Based on the binding keys shown above, this is what happens:

Q1 gets all the messages that have exactly three words but the one in the middle must be bmw. Example: new.bmw.expensive, yes.bmw.yes so on.

Q2 gets all the messages that have exactly two words but must finish with ball and also gets all the messages that start with uefa with no limits. Example: black.ball, white.ball, uefa, uefa.football, uefa.champions.league so on.

Any message that doesn't match these rules will be discarded.

If the binding key consists of just a # sign without words, topic exchange will behave like a fanout exchange and deliver messages randomly. If no signs used in binding keys, topic exchange will behave like a direct exchange so it will deliver messages to matching queues.

RPC

Remote procedure call (RPC) is used when you need a response after whole messaging process. To be able to receive a response from the server, the client must send a "callback queue" address as part of request. We would need to use reply_to (used to name a callback queue) and correlation_id (used to correlate RPC responses with requests) message properties in RPC calls.

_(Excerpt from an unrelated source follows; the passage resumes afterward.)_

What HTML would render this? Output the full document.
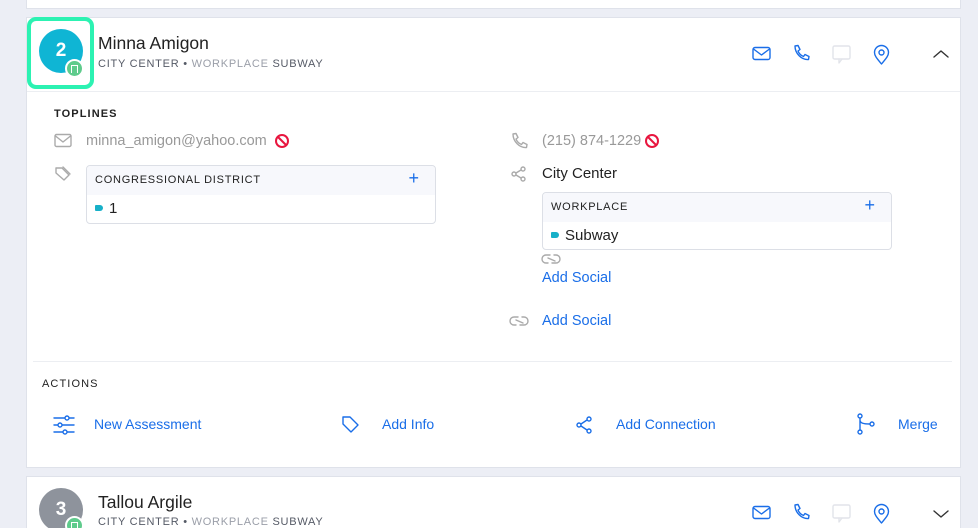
<!DOCTYPE html>
<html><head><style>
*{margin:0;padding:0;box-sizing:border-box}
html,body{width:978px;height:528px;overflow:hidden}
body{background:#eceef5;font-family:"Liberation Sans",sans-serif;position:relative}
.a{position:absolute}
.card{position:absolute;left:26px;width:935px;background:#fff;border:1px solid #dfe2ea}
.sub{font-size:11px;letter-spacing:0.75px;color:#555a66}
.sub span{color:#9a9ea8}
.lbl{font-size:11px;letter-spacing:1.1px;color:#222;font-weight:bold}
.blue{color:#1a6ee8}
.gray{color:#999}
svg{position:absolute;fill:none;stroke-width:1.4;stroke-linecap:round;stroke-linejoin:round}
.box{position:absolute;border:1px solid #dcdfe6;border-radius:4px;background:#fff}
.box .h{height:29px;background:#f7f8fc;border-radius:4px 4px 0 0;padding:8px 8px;font-size:11px;letter-spacing:0.75px;color:#222;position:relative}
.box .h b{position:absolute;right:16px;top:2px;font-weight:normal;color:#1a6ee8;font-size:18px;letter-spacing:0}
.box .r{padding:5px 8px;font-size:15px;color:#222}
.tag{display:inline-block;width:8px;height:6px;background:#17b0c8;border-radius:1px 3px 3px 1px;margin-right:6px;vertical-align:2px}
.act{font-size:14px}
.badge{position:absolute;width:19px;height:19px;border-radius:50%;background:#5fcb8c;border:2px solid #fff}
.badge:after{content:"";position:absolute;left:4px;top:4px;width:5px;height:7px;border:1.5px solid #fff;border-bottom:none}
</style></head><body>
<div class="card" style="top:-2px;height:11px"></div>
<div class="card" style="top:17px;height:451px"></div>
<div class="card" style="top:476px;height:80px"></div>

<div class="a" style="left:27px;top:17px;width:67px;height:72px;border:4px solid #2cf2b2;border-radius:9px"></div>
<div class="a" style="left:39px;top:29px;width:44px;height:44px;border-radius:50%;background:#0fb5d4;color:#fff;font-weight:bold;font-size:19px;text-align:center;line-height:44px">2</div>
<div class="badge" style="left:65px;top:59px"></div>
<div class="a" style="left:98px;top:33px;font-size:17.5px;color:#222">Minna Amigon</div>
<div class="a sub" style="left:98px;top:58px">CITY CENTER • <span>WORKPLACE</span> SUBWAY</div>

<svg style="left:752px;top:46px" width="20" height="16" stroke="#1a6ee8"><rect x="1" y="1.5" width="17" height="12" rx="2"/><path d="M1.5 3l8 6 8-6"/></svg>
<svg style="left:792px;top:44px" width="20" height="20" stroke="#1a6ee8"><path d="M3 2l3-.5 2 4-2 1.5c1 2.5 3 4.5 5.5 5.5l1.5-2 4 2-.5 3c-7 .5-13.5-6-13.5-13.5z"/></svg>
<svg style="left:832px;top:45px" width="20" height="20" stroke="#e2e4ea"><rect x="1" y="1" width="17" height="13" rx="1.5"/><path d="M7 14v4l3-4"/></svg>
<svg style="left:873px;top:44px" width="18" height="22" stroke="#1a6ee8"><path d="M8.5 20c-4-5-7-8-7-11.5a7 7 0 0 1 14 0c0 3.5-3 6.5-7 11.5z"/><circle cx="8.5" cy="8.5" r="2.5"/></svg>
<svg style="left:932px;top:48px" width="18" height="12" stroke="#333"><path d="M2 9l7-6 7 6"/></svg>
<div class="a" style="left:27px;top:91px;width:933px;height:1px;background:#eceef2"></div>

<div class="a lbl" style="left:54px;top:108px">TOPLINES</div>
<svg style="left:54px;top:133px" width="20" height="16" stroke="#aaa"><rect x="1" y="1.5" width="16" height="12" rx="1.5"/><path d="M1.5 3l7.5 6 7.5-6"/></svg>
<div class="a gray" style="left:86px;top:133px;font-size:14.5px">minna_amigon@yahoo.com</div>
<svg style="left:274px;top:133px" width="16" height="16" stroke="#e8163f"><circle cx="8" cy="8" r="6" stroke-width="2"/><path d="M4 4l8 8" stroke-width="2"/></svg>
<svg style="left:54px;top:166px" width="20" height="16" stroke="#aaa"><path d="M2 2h6l7 7-5 5-8-7z"/><path d="M9 1l7 7"/></svg>
<div class="box" style="left:86px;top:165px;width:350px;height:59px"><div class="h">CONGRESSIONAL DISTRICT<b>+</b></div><div class="r"><span class="tag"></span>1</div></div>

<svg style="left:510px;top:132px" width="18" height="18" stroke="#aaa"><path d="M3 2l3-.5 2 4-2 1.5c1 2.5 3 4.5 5.5 5.5l1.5-2 4 2-.5 3c-7 .5-13.5-6-13.5-13.5z"/></svg>
<div class="a gray" style="left:542px;top:133px;font-size:14.5px">(215) 874-1229</div>
<svg style="left:644px;top:133px" width="16" height="16" stroke="#e8163f"><circle cx="8" cy="8" r="6" stroke-width="2"/><path d="M4 4l8 8" stroke-width="2"/></svg>
<svg style="left:511px;top:166px" width="16" height="16" stroke="#aaa"><circle cx="3" cy="8" r="2"/><circle cx="12" cy="3" r="2"/><circle cx="12" cy="13" r="2"/><path d="M5 7l5-3M5 9l5 3"/></svg>
<div class="a" style="left:542px;top:165px;font-size:15px;color:#222">City Center</div>
<div class="box" style="left:542px;top:192px;width:350px;height:58px"><div class="h">WORKPLACE<b>+</b></div><div class="r"><span class="tag"></span>Subway</div></div>
<svg style="left:541px;top:252px" width="22" height="14" stroke="#aaa"><path d="M9 3H5a4 4 0 0 0 0 8h2M11 11h4a4 4 0 0 0 0-8h-2M7 6l7 3"/></svg>
<div class="a blue" style="left:542px;top:270px;font-size:14.5px">Add Social</div>
<svg style="left:509px;top:314px" width="22" height="14" stroke="#aaa"><path d="M9 3H5a4 4 0 0 0 0 8h2M11 11h4a4 4 0 0 0 0-8h-2M7 6l7 3"/></svg>
<div class="a blue" style="left:542px;top:313px;font-size:14.5px">Add Social</div>

<div class="a" style="left:33px;top:361px;width:919px;height:1px;background:#eceef2"></div>
<div class="a lbl" style="left:42px;top:378px;font-weight:normal;color:#222">ACTIONS</div>
<svg style="left:53px;top:415px" width="22" height="20" stroke="#1a6ee8"><path d="M1 3h20M1 10h20M1 17h20"/><circle cx="14" cy="3" r="2" fill="#fff"/><circle cx="7" cy="10" r="2" fill="#fff"/><circle cx="12" cy="17" r="2" fill="#fff"/></svg>
<div class="a blue act" style="left:94px;top:416px">New Assessment</div>
<svg style="left:341px;top:415px" width="20" height="20" stroke="#1a6ee8"><path d="M2 2h7l8 8-7 7-8-8z"/></svg>
<div class="a blue act" style="left:382px;top:416px">Add Info</div>
<svg style="left:575px;top:415px" width="20" height="20" stroke="#1a6ee8"><circle cx="4" cy="10" r="2"/><circle cx="14" cy="4" r="2"/><circle cx="14" cy="16" r="2"/><path d="M6 9l6-4M6 11l6 4"/></svg>
<div class="a blue act" style="left:616px;top:416px">Add Connection</div>
<svg style="left:856px;top:413px" width="22" height="24" stroke="#1a6ee8"><circle cx="4" cy="3" r="2"/><circle cx="4" cy="19" r="2"/><circle cx="16" cy="11" r="2"/><path d="M4 5v12M4 7c0 3 3 4 10 4"/></svg>
<div class="a blue act" style="left:898px;top:416px">Merge</div>

<div class="a" style="left:39px;top:488px;width:44px;height:44px;border-radius:50%;background:#8e939c;color:#fff;font-weight:bold;font-size:19px;text-align:center;line-height:44px">3</div>
<div class="badge" style="left:65px;top:516px"></div>
<div class="a" style="left:98px;top:492px;font-size:17.5px;color:#222">Tallou Argile</div>
<div class="a sub" style="left:98px;top:516px">CITY CENTER • <span>WORKPLACE</span> SUBWAY</div>
<svg style="left:752px;top:505px" width="20" height="16" stroke="#1a6ee8"><rect x="1" y="1.5" width="17" height="12" rx="2"/><path d="M1.5 3l8 6 8-6"/></svg>
<svg style="left:792px;top:503px" width="20" height="20" stroke="#1a6ee8"><path d="M3 2l3-.5 2 4-2 1.5c1 2.5 3 4.5 5.5 5.5l1.5-2 4 2-.5 3c-7 .5-13.5-6-13.5-13.5z"/></svg>
<svg style="left:832px;top:504px" width="20" height="20" stroke="#e2e4ea"><rect x="1" y="1" width="17" height="13" rx="1.5"/><path d="M7 14v4l3-4"/></svg>
<svg style="left:873px;top:503px" width="18" height="22" stroke="#1a6ee8"><path d="M8.5 20c-4-5-7-8-7-11.5a7 7 0 0 1 14 0c0 3.5-3 6.5-7 11.5z"/><circle cx="8.5" cy="8.5" r="2.5"/></svg>
<svg style="left:932px;top:508px" width="18" height="12" stroke="#333"><path d="M2 3l7 6 7-6"/></svg>
</body></html>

The correlation_id property must be unique for each requests. When we receive a message in the "callback queue" we'll check correlation_id property to match the response with our request. In some cases, you might get duplicated responses so it is up to you to handle them appropriately.

This is how RPC call works:

When the client starts, it creates an anonymous callback queue.

Client sends the message with reply_to (name of callback queue) and correlation_id (unique value of requests).

The request is sent to RPC queue.

RPC worker catches the request, finishes the job and sends the response to correct queue which was defined in reply_to property.

Client catches the response and checks the correlation_id. If it is a match then deals with it, if not then discards it.